Famed for his Arts and Crafts designs, Morris also advocated a socialism that celebrated crafts over machines and, in his 1890 novel News From Nowhere, envisaged a post-revolutionary agrarianism.  (He kept his clothes on, though I'm not entirely sure where he stood on the socks-with-sandals question.)

In the 19th century, this 'rural past' position maintained a following within socialist circles.  By the 20th, its advocates would be dismissed as 'cranks'.  That's where I'll be heading, Margaret Hale still in tow, in my next post in this series. 

Why I love Margaret Hale

I'm due to give a paper at the ASAANZ annual conference in Roto-Vegas, but, the finances haven't quite come together for me to be able to make it over there.  The paper's called "Margaret Hale, Industrialism, and the Ancestry of Cranks".  It exists in my head; it's about to exist in a series of blog posts.

Mrs Gaskell wasn't the most creative when it came to titles.  Mary Barton (1848) was about, well, Mary Barton.  And in 1854 she figured her new novel would also be named after it's heroine, Margaret Hale. 

The novel was a Pride and Prejudice for the industrial era.  Mr Darcy became the aloof Northern industrialist, John Thornton; and Elizabeth Bennett, dosed with a political conscience, became Margaret. 

Dickens, who did have the knack of a good title, was serialising the novel for his magazine Household Words.  'Margaret Hale' didn't exactly blow him away.  Rename it, he insisted. 

So Pride and Prejudice became Margaret Hale became North and South

Dave Russell has argued that how we think about the North of England today had set by about 1840.  That makes North and South an extraordinarily interesting study of the national divide. 

And I freakin' love Margaret Hale.

Elizabeth Bennett I grew up with.  She was sharp as tacks, had a way with words.  And when, in my teens, a be-wigged Jennifer Ehle brought her to BBC life, she was set firmly as one of my heroes. 

But Margaret Hale does politics.  She's not afraid to have a go at Thornton over how he treats his workers.  She stands up for what she sees as fair, just and good.  She doesn't always get it right, but she throws herself into it.  (Yes, there's also a Beeb adaptation.)

Mrs G had taken a bit of a bashing for Mary Barton.  Many of her readers (and Manchester industrialist acquaintances) evidently found it pretty scathing.  So in North and South she set out to tell a story in which there could be redemption for the industrialist.  Not that industrialism gets off lightly, but, the book really engages with issues for which there are no easy answers.  Margaret Hale comes up against plenty of ethical and political dilemmas. 

David Harvey has an article about intellectual Marxists, workers' rights, car plants in Oxford and Raymond Williams (The link goes to the pdf.  Neat huh?) in which he argues that some of the issues academics are wont to weigh in on are actually best explored in fiction.  He's probably right. 

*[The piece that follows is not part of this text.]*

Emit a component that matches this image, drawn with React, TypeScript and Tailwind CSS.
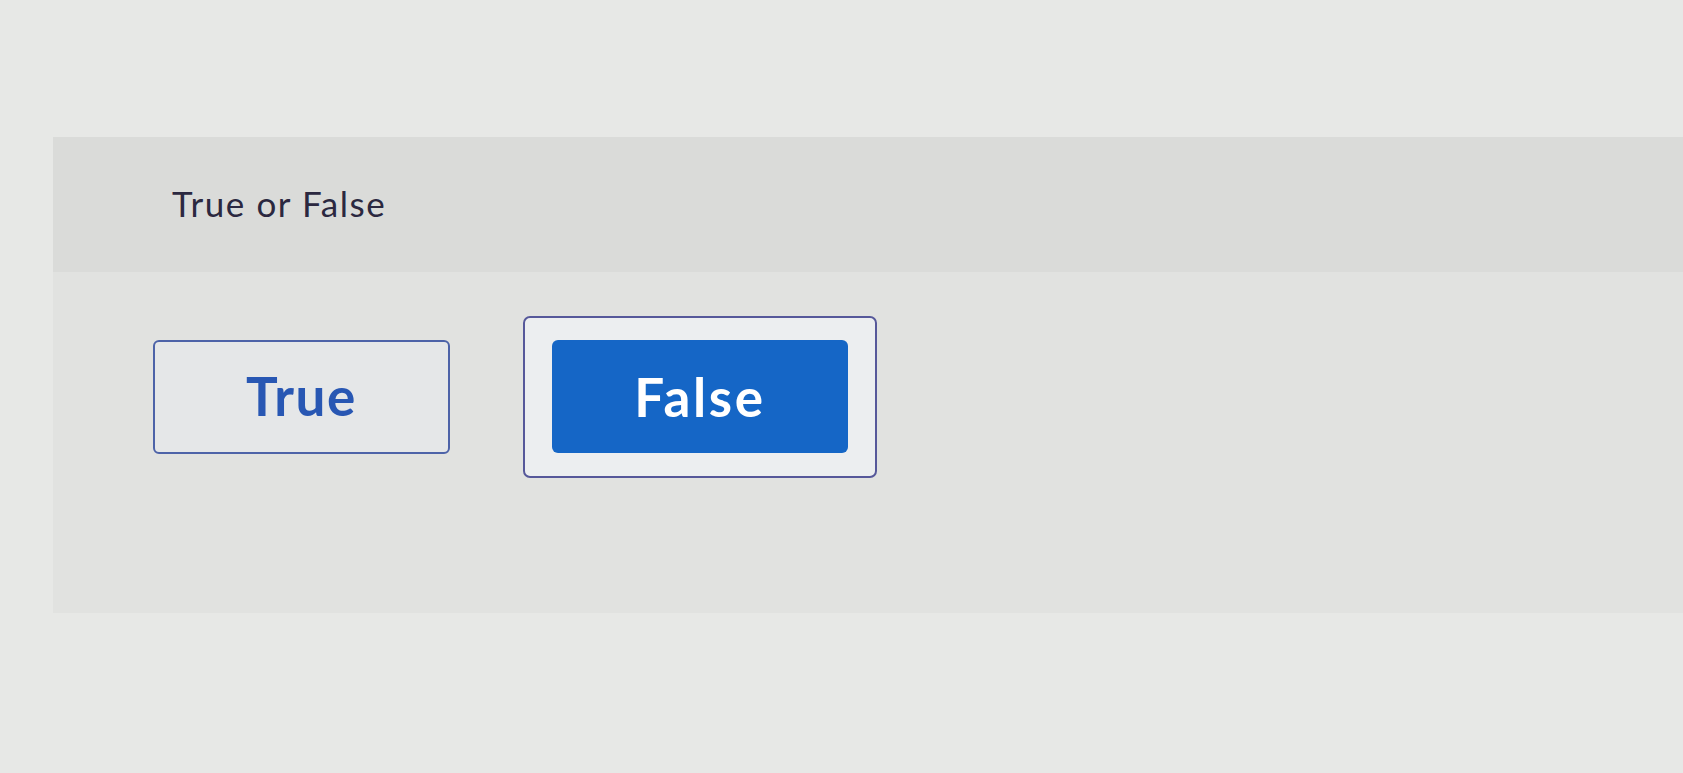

And if he is, then Margaret Hale is a useful companion for talking about industrial history, about the development of nineteenth-century socialism, and about the North/South divide.  Which is where she and I will be wandering over the next couple of posts. 

 

Today, in industrial revolution news

John Schwartz reviews William Rosen's The Most Powerful Idea in the World in the NYT

According to the review, Rosen argues that the IR was fundamentally about a realisation of the 'power' of invention and a quickening in the pace of technological innovation.  Schwartz does acknowledge that this is not 'a particularly new interpretation'.  The epilogue is seemingly Rosen's polemic (?) in favour of more invention to solve global problems.

I'm not a fan of the tech fanboy approach to the IR, its more a narrative which speaks to current cultural values than provides historical analysis.